• [Instructions to follow]: Set down the data below without change, skipping the pictures it holds.

** start **

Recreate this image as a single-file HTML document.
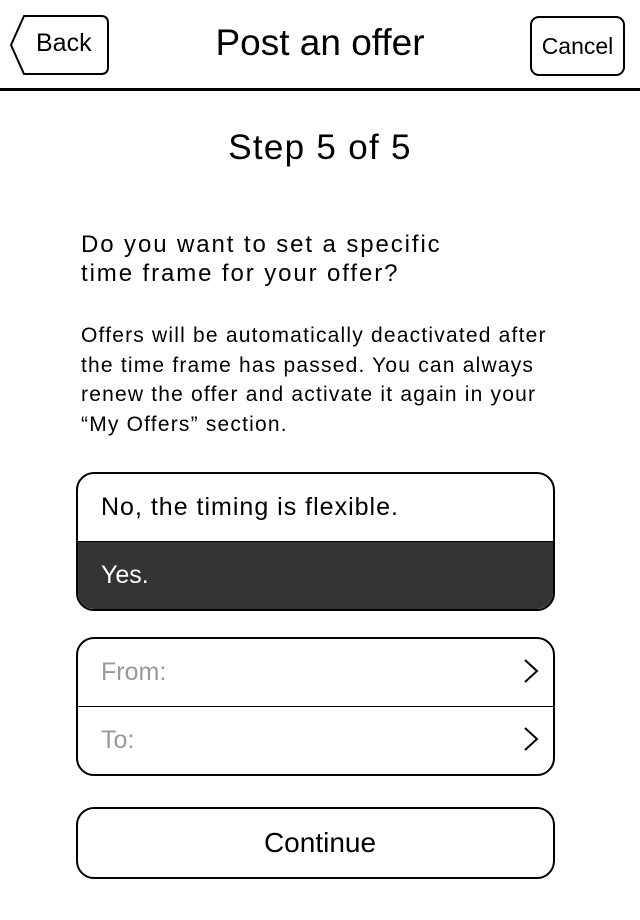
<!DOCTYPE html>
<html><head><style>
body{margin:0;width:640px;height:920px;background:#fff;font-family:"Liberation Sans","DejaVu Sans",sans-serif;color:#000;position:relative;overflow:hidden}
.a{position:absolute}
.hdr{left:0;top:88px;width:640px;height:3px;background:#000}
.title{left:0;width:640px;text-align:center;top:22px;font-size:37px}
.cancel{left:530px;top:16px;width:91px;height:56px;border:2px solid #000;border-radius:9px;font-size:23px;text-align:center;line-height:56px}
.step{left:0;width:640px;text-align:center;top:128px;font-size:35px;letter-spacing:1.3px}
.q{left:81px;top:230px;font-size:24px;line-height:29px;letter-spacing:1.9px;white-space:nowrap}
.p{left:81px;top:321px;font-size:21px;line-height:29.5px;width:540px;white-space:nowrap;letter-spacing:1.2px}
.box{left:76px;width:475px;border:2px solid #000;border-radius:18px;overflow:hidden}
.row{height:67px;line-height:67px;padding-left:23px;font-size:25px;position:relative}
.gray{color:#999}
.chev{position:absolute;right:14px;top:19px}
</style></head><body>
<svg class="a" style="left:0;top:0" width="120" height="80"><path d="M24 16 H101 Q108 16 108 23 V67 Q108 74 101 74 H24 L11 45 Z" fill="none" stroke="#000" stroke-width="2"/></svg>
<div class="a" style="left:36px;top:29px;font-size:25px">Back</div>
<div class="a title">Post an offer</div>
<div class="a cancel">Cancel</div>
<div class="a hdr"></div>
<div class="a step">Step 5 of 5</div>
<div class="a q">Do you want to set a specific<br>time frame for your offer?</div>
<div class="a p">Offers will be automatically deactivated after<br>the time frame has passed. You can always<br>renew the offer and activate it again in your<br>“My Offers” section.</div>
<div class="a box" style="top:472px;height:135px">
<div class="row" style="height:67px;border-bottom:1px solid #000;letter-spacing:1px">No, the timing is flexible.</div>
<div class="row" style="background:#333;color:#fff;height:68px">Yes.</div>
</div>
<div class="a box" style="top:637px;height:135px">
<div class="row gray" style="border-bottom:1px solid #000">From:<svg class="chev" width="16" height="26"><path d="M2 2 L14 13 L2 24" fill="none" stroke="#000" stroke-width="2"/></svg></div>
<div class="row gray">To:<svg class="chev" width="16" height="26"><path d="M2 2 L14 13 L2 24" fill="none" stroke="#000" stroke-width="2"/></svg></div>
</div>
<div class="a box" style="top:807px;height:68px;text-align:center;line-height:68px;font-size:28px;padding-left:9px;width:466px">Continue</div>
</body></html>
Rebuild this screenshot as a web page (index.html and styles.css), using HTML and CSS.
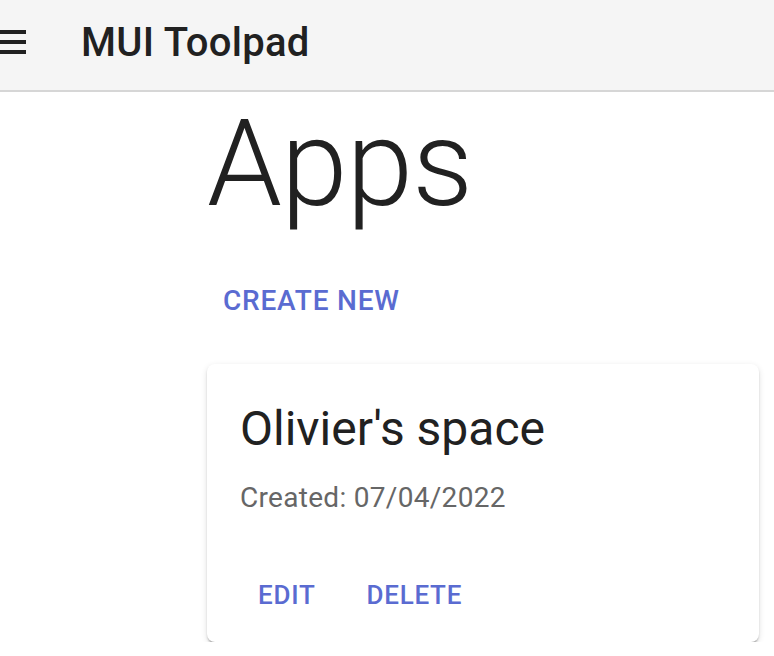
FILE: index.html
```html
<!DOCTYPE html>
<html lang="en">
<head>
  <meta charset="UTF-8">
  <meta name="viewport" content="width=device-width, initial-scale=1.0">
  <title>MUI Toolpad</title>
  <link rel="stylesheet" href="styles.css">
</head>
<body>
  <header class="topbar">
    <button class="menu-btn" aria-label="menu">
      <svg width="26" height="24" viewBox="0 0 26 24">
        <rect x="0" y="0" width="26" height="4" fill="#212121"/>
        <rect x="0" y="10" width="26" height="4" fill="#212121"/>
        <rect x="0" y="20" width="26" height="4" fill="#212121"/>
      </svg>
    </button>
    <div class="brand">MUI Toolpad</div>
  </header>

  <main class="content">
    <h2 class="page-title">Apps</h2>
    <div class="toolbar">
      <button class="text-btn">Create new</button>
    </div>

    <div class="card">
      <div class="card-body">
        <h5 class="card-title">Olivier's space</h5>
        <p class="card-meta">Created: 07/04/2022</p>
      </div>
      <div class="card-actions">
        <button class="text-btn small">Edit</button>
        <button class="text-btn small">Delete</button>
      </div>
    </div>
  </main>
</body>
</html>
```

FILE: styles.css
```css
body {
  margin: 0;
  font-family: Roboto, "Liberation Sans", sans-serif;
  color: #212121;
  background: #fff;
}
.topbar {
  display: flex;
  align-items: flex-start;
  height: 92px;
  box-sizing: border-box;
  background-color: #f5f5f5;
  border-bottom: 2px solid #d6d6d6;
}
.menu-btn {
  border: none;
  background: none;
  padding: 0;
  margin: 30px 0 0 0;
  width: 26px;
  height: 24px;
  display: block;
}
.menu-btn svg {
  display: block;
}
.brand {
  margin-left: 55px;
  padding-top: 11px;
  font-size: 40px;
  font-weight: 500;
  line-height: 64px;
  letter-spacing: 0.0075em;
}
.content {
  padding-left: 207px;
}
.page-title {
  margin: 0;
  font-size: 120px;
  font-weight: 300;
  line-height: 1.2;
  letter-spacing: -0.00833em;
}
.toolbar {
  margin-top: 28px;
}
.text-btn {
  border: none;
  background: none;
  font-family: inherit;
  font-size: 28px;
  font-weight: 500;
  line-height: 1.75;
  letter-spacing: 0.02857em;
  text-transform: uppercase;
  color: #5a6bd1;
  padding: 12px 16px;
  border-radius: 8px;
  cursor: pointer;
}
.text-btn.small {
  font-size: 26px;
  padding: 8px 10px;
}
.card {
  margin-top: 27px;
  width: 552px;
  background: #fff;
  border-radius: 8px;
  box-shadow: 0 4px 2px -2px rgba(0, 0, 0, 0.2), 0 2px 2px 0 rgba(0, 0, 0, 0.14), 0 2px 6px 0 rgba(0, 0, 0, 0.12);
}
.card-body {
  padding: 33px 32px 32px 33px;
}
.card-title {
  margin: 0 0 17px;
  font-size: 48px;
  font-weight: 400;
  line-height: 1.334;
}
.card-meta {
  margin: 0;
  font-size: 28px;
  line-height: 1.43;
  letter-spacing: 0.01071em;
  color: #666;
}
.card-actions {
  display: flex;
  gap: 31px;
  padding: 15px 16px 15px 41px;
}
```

** end **

• [Reply to the exercise]:
Recreate this image as a single-file HTML document.
<!DOCTYPE html>
<html><head><style>
body{margin:0;width:640px;height:920px;background:#fff;font-family:"Liberation Sans","DejaVu Sans",sans-serif;color:#000;position:relative;overflow:hidden}
.a{position:absolute}
.hdr{left:0;top:88px;width:640px;height:3px;background:#000}
.title{left:0;width:640px;text-align:center;top:22px;font-size:37px}
.cancel{left:530px;top:16px;width:91px;height:56px;border:2px solid #000;border-radius:9px;font-size:23px;text-align:center;line-height:56px}
.step{left:0;width:640px;text-align:center;top:128px;font-size:35px;letter-spacing:1.3px}
.q{left:81px;top:230px;font-size:24px;line-height:29px;letter-spacing:1.9px;white-space:nowrap}
.p{left:81px;top:321px;font-size:21px;line-height:29.5px;width:540px;white-space:nowrap;letter-spacing:1.2px}
.box{left:76px;width:475px;border:2px solid #000;border-radius:18px;overflow:hidden}
.row{height:67px;line-height:67px;padding-left:23px;font-size:25px;position:relative}
.gray{color:#999}
.chev{position:absolute;right:14px;top:19px}
</style></head><body>
<svg class="a" style="left:0;top:0" width="120" height="80"><path d="M24 16 H101 Q108 16 108 23 V67 Q108 74 101 74 H24 L11 45 Z" fill="none" stroke="#000" stroke-width="2"/></svg>
<div class="a" style="left:36px;top:29px;font-size:25px">Back</div>
<div class="a title">Post an offer</div>
<div class="a cancel">Cancel</div>
<div class="a hdr"></div>
<div class="a step">Step 5 of 5</div>
<div class="a q">Do you want to set a specific<br>time frame for your offer?</div>
<div class="a p">Offers will be automatically deactivated after<br>the time frame has passed. You can always<br>renew the offer and activate it again in your<br>“My Offers” section.</div>
<div class="a box" style="top:472px;height:135px">
<div class="row" style="height:67px;border-bottom:1px solid #000;letter-spacing:1px">No, the timing is flexible.</div>
<div class="row" style="background:#333;color:#fff;height:68px">Yes.</div>
</div>
<div class="a box" style="top:637px;height:135px">
<div class="row gray" style="border-bottom:1px solid #000">From:<svg class="chev" width="16" height="26"><path d="M2 2 L14 13 L2 24" fill="none" stroke="#000" stroke-width="2"/></svg></div>
<div class="row gray">To:<svg class="chev" width="16" height="26"><path d="M2 2 L14 13 L2 24" fill="none" stroke="#000" stroke-width="2"/></svg></div>
</div>
<div class="a box" style="top:807px;height:68px;text-align:center;line-height:68px;font-size:28px;padding-left:9px;width:466px">Continue</div>
</body></html>
Rebuild this screenshot as a web page (index.html and styles.css), using HTML and CSS.
FILE: index.html
```html
<!DOCTYPE html>
<html lang="en">
<head>
  <meta charset="UTF-8">
  <meta name="viewport" content="width=device-width, initial-scale=1.0">
  <title>MUI Toolpad</title>
  <link rel="stylesheet" href="styles.css">
</head>
<body>
  <header class="topbar">
    <button class="menu-btn" aria-label="menu">
      <svg width="26" height="24" viewBox="0 0 26 24">
        <rect x="0" y="0" width="26" height="4" fill="#212121"/>
        <rect x="0" y="10" width="26" height="4" fill="#212121"/>
        <rect x="0" y="20" width="26" height="4" fill="#212121"/>
      </svg>
    </button>
    <div class="brand">MUI Toolpad</div>
  </header>

  <main class="content">
    <h2 class="page-title">Apps</h2>
    <div class="toolbar">
      <button class="text-btn">Create new</button>
    </div>

    <div class="card">
      <div class="card-body">
        <h5 class="card-title">Olivier's space</h5>
        <p class="card-meta">Created: 07/04/2022</p>
      </div>
      <div class="card-actions">
        <button class="text-btn small">Edit</button>
        <button class="text-btn small">Delete</button>
      </div>
    </div>
  </main>
</body>
</html>
```

FILE: styles.css
```css
body {
  margin: 0;
  font-family: Roboto, "Liberation Sans", sans-serif;
  color: #212121;
  background: #fff;
}
.topbar {
  display: flex;
  align-items: flex-start;
  height: 92px;
  box-sizing: border-box;
  background-color: #f5f5f5;
  border-bottom: 2px solid #d6d6d6;
}
.menu-btn {
  border: none;
  background: none;
  padding: 0;
  margin: 30px 0 0 0;
  width: 26px;
  height: 24px;
  display: block;
}
.menu-btn svg {
  display: block;
}
.brand {
  margin-left: 55px;
  padding-top: 11px;
  font-size: 40px;
  font-weight: 500;
  line-height: 64px;
  letter-spacing: 0.0075em;
}
.content {
  padding-left: 207px;
}
.page-title {
  margin: 0;
  font-size: 120px;
  font-weight: 300;
  line-height: 1.2;
  letter-spacing: -0.00833em;
}
.toolbar {
  margin-top: 28px;
}
.text-btn {
  border: none;
  background: none;
  font-family: inherit;
  font-size: 28px;
  font-weight: 500;
  line-height: 1.75;
  letter-spacing: 0.02857em;
  text-transform: uppercase;
  color: #5a6bd1;
  padding: 12px 16px;
  border-radius: 8px;
  cursor: pointer;
}
.text-btn.small {
  font-size: 26px;
  padding: 8px 10px;
}
.card {
  margin-top: 27px;
  width: 552px;
  background: #fff;
  border-radius: 8px;
  box-shadow: 0 4px 2px -2px rgba(0, 0, 0, 0.2), 0 2px 2px 0 rgba(0, 0, 0, 0.14), 0 2px 6px 0 rgba(0, 0, 0, 0.12);
}
.card-body {
  padding: 33px 32px 32px 33px;
}
.card-title {
  margin: 0 0 17px;
  font-size: 48px;
  font-weight: 400;
  line-height: 1.334;
}
.card-meta {
  margin: 0;
  font-size: 28px;
  line-height: 1.43;
  letter-spacing: 0.01071em;
  color: #666;
}
.card-actions {
  display: flex;
  gap: 31px;
  padding: 15px 16px 15px 41px;
}
```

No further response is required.